### SET EXERCISE
Under this line sits a listing. Repeat exactly and only its lines from the one holding "Output the component" through the one holding "import React from"; skip pictures.

— START INPUT MATERIAL —

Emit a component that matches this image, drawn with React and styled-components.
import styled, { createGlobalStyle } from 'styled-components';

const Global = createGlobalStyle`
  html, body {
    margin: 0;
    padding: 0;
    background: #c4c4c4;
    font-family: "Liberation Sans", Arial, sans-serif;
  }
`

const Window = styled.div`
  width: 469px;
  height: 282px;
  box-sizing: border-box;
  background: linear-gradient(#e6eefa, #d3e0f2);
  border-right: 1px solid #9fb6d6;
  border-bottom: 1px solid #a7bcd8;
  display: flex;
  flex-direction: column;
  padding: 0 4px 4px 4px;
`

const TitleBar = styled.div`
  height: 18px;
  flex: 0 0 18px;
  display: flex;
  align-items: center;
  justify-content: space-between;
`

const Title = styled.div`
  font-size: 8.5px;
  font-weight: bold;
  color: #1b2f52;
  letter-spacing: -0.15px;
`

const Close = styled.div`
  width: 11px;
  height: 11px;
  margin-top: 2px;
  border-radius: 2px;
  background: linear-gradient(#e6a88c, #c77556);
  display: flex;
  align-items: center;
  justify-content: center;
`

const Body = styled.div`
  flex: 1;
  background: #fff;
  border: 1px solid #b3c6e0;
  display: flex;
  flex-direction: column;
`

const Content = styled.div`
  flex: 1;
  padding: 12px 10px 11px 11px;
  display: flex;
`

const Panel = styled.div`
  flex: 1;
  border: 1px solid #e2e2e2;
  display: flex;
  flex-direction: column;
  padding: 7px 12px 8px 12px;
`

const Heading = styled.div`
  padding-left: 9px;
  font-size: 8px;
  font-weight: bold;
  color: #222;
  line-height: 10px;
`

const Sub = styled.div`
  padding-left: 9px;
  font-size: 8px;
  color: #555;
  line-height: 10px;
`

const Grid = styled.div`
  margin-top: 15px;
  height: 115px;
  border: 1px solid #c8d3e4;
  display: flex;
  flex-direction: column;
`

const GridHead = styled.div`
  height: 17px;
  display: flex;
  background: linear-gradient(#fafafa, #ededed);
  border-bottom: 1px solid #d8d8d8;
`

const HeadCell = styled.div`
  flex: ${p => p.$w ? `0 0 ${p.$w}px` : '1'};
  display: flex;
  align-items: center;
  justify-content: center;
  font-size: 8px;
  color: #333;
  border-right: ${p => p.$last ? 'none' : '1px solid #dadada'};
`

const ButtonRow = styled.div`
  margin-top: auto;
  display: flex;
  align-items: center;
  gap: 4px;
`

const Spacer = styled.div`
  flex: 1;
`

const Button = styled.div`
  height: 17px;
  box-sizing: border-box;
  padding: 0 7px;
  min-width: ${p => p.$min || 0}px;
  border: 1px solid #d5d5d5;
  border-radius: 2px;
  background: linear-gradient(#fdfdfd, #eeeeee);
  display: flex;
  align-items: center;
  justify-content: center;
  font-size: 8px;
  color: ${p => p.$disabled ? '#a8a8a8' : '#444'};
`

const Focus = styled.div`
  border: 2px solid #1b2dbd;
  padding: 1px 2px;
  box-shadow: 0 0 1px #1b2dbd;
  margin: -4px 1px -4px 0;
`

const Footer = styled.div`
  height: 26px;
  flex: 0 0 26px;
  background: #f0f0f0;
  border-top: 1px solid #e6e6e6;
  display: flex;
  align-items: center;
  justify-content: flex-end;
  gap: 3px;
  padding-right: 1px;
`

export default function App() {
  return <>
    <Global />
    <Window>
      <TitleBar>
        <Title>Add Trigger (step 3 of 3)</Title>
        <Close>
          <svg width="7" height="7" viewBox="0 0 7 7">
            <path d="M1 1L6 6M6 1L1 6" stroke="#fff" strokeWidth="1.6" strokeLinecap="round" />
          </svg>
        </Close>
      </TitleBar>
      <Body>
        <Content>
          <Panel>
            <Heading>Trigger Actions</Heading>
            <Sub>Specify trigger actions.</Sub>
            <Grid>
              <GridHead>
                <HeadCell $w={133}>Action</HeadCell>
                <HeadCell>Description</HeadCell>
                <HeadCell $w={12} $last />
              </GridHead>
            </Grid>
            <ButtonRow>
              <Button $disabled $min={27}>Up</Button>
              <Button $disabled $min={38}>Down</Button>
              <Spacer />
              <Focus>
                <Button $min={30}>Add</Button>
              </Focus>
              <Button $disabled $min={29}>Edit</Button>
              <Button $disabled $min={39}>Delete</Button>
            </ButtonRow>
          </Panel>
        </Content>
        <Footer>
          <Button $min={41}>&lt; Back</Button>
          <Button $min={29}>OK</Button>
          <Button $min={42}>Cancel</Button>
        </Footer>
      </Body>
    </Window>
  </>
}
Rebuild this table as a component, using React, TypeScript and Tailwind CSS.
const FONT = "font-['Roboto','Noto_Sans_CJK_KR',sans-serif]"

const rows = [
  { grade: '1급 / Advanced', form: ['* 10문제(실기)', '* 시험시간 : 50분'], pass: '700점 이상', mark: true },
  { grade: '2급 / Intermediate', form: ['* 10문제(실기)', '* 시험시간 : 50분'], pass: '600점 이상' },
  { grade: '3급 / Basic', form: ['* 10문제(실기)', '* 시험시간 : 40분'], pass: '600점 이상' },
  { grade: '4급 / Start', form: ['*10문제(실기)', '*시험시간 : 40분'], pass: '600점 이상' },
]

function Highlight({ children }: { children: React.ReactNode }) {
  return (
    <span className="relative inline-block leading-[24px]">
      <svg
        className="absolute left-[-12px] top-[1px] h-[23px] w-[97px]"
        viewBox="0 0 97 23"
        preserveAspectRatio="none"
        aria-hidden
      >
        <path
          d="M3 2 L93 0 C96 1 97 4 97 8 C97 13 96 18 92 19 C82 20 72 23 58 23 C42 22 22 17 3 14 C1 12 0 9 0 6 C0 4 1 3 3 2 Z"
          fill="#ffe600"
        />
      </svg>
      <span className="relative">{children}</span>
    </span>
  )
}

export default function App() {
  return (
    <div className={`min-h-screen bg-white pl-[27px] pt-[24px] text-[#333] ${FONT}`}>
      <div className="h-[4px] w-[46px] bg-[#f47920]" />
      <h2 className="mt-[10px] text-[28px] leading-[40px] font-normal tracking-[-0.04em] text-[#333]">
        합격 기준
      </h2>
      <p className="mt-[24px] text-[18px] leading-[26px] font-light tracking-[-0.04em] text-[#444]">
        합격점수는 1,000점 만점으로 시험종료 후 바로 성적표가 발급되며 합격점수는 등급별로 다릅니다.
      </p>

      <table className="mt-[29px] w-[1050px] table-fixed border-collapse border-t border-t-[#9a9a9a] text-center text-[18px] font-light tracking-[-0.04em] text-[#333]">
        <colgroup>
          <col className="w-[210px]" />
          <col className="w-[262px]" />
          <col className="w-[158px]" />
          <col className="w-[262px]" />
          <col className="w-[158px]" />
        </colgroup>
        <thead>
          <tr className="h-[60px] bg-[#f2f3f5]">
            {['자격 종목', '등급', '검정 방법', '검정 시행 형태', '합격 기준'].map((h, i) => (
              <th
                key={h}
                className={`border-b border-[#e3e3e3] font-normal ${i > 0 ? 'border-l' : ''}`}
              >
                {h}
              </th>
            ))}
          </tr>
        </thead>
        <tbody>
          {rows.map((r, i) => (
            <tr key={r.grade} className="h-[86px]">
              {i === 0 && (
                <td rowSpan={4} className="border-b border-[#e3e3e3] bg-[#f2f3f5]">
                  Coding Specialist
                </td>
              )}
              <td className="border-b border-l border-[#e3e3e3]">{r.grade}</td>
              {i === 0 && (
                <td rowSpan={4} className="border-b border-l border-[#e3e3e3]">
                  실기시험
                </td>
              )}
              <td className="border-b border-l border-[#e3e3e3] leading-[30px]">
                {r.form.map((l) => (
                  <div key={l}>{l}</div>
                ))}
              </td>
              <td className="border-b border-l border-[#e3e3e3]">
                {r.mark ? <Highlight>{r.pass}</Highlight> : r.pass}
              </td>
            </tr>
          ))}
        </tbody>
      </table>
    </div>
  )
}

— END INPUT MATERIAL —
— START INPUT MATERIAL —

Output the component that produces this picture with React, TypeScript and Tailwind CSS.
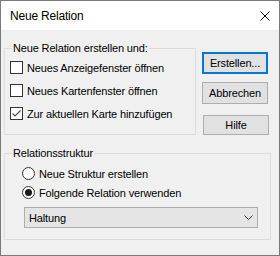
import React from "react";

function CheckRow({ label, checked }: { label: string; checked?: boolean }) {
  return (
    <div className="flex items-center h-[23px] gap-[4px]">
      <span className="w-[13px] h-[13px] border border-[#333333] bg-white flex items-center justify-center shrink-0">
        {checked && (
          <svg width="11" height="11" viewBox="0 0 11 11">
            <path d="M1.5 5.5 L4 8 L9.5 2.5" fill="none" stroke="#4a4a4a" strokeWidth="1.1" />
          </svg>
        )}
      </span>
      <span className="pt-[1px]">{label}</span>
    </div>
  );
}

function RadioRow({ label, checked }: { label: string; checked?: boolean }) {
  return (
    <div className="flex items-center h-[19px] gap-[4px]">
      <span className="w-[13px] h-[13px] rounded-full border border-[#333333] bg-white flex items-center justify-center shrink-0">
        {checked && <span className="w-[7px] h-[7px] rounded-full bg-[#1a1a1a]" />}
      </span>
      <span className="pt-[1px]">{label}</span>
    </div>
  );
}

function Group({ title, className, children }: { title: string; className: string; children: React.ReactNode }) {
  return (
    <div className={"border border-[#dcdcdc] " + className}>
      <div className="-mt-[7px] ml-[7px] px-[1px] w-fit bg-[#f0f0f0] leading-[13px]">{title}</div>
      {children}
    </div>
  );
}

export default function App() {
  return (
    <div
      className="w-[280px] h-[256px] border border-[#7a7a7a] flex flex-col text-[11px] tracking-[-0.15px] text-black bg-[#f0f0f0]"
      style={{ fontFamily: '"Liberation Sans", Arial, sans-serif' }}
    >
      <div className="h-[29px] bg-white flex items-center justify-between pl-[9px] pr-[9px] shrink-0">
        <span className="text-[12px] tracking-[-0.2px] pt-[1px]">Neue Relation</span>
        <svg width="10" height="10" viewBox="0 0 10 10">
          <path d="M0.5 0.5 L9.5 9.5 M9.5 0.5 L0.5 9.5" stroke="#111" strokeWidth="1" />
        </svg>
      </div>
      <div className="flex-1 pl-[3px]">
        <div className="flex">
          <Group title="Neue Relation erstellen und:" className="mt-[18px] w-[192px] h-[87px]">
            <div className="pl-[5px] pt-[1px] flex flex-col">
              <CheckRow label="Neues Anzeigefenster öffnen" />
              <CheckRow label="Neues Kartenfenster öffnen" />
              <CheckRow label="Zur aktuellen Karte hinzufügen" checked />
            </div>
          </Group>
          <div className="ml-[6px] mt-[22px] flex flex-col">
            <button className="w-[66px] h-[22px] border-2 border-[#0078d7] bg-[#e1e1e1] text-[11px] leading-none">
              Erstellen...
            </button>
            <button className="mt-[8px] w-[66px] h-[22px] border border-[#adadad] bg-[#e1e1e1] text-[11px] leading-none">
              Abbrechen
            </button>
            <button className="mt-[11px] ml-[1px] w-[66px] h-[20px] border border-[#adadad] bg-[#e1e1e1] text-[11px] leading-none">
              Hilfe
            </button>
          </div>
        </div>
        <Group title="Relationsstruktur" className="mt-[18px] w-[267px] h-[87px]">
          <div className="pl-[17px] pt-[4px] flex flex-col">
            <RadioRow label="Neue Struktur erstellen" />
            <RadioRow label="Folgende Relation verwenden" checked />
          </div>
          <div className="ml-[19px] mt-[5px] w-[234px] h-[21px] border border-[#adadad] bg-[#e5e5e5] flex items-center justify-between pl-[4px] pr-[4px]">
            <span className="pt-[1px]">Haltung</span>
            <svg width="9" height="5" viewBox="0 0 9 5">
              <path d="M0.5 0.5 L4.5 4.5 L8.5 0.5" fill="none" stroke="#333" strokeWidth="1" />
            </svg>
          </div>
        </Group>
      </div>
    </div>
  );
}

— END INPUT MATERIAL —

### ANSWER TO THIS TASK
Output the component that produces this picture with React, TypeScript and Tailwind CSS.
import React from "react";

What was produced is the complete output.